I hope this is the only time, and the longest time, I will
have to think about birthday parties. It’s probably not.
So this year has been sudden immersion into birthday party
culture. Seems like everyone has a birthday in the fall; we’ve been to party
after party in the past few weeks. They all involve themes, decorations,
elaborate cakes, stuffed favor bags, games, entertainment, and a horrific
amount of junk food. Staples being juice, soda, pizza, all manner of candy.
Given we have a no-juice rule and consider fruit snacks a major treat, I hardly
know what to tell her when an adult offers her non-diet Coke.
At first we wanted to keep her birthday simple and quiet,
mostly in reaction to this oddly comparative party culture, where kids start to
feel like they have to have a party like this or that other person, or even
worse, when parents feel the need to impress each other. I just asked her what
she wanted, and for a while, it was just chocolate ice cream. She just wanted
to invite her brother. Great!
Then she started going to all these parties, and said she
wanted one too. She wanted to invite friends.
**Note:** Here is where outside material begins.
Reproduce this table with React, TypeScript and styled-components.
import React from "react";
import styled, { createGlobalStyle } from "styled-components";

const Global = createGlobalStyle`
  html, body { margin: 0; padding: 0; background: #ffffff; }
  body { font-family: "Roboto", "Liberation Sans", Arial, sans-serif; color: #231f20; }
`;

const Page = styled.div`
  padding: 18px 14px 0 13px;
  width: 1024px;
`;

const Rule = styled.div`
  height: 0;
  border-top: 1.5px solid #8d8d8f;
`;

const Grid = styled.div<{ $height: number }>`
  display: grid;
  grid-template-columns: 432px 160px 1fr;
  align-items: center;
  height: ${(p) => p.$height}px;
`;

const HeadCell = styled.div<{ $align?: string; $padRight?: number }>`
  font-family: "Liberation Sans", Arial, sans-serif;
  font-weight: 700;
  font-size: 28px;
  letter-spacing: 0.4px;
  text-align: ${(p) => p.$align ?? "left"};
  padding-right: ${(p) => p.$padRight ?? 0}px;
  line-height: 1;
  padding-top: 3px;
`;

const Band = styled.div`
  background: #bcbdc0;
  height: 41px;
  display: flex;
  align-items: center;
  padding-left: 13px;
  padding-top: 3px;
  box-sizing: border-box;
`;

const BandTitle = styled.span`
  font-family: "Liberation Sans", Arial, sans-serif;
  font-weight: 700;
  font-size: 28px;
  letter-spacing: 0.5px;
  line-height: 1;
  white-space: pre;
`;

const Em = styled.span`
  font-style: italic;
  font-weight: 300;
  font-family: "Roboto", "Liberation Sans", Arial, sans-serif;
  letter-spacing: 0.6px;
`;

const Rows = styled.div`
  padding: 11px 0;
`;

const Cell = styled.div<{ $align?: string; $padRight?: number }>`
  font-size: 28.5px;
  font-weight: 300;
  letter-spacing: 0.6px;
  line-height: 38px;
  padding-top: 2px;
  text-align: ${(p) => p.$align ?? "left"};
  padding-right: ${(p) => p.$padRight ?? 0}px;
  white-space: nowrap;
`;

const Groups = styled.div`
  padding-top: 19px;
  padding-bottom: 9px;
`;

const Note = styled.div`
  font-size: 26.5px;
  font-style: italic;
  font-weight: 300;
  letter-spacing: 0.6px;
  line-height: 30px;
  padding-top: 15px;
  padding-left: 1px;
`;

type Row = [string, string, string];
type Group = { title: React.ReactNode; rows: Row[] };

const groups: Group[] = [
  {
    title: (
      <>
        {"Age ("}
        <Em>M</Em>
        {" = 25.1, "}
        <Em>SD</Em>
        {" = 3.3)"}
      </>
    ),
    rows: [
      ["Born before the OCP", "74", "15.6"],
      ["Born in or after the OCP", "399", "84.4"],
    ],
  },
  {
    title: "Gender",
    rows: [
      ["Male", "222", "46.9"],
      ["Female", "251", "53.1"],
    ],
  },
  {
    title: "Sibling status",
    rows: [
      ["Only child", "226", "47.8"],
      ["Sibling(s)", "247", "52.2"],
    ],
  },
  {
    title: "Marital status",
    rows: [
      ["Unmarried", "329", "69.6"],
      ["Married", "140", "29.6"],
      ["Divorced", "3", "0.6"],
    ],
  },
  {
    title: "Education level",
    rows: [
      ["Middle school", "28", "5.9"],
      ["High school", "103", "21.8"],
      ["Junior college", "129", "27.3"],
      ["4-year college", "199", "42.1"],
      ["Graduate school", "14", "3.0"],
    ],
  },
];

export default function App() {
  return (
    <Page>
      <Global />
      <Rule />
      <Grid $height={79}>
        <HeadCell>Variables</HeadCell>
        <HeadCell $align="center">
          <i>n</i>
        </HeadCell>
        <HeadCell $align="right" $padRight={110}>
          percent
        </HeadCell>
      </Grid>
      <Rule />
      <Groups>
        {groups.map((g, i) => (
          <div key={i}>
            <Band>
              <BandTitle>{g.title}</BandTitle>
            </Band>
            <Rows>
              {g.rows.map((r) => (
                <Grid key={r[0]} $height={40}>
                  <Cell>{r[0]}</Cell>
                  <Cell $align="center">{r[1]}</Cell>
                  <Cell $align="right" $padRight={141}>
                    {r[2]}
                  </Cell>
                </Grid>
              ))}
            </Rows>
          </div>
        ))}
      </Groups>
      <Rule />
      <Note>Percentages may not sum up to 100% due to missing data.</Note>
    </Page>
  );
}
I thought about how we tend to
under-celebrate in our family, probably as a result of how we were raised, and
how it can be a good and healthy thing to celebrate milestones in life—an
opportunity to be grateful, to reflect, to affirm. I figure I’ll try to do this
without copping into the whole party culture, so we decide to do a small party.
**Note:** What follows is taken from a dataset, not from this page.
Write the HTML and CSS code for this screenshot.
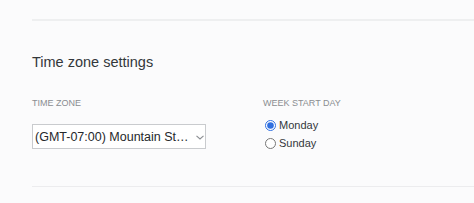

I take her to get the things she likes (blue plates, chocolate cake), prepare
some healthier food options (with still some cookies and candy), let her pick
balloons and simple favors. Two kids and two adults come in addition to my
parents, and it’s at our house.
Turns out she had a blast—and she probably would have been
just as happy if there was a smaller cake, a hand-written banner, and fewer
treats—she mostly wanted to play with the other kids. She took about two bites
of her cake and ice cream total. Most of the details of décor, favors, food
went over her head. She was just as happy with one good present as with
twenty—in fact, too many presents and it becomes an overload, so I ended up
stashing the few extra she got for later.
In the end, I guess it was about understanding her—that as
an increasingly obvious extrovert, she just wanted to play with some other
kids, to feel special with a few things. I figure I’ll enjoy the age when
things are this simple as long as I can. I’m continually surprised at her
capacity for self-denial—for putting things back on the shelf when I tell her
we don’t need it, or for sticking to one juice box when everyone else is having
two. The degree of joy and delight she takes in experiences doesn’t necessarily
correlate with materialism, which is pretty amazing and something I could learn
more about.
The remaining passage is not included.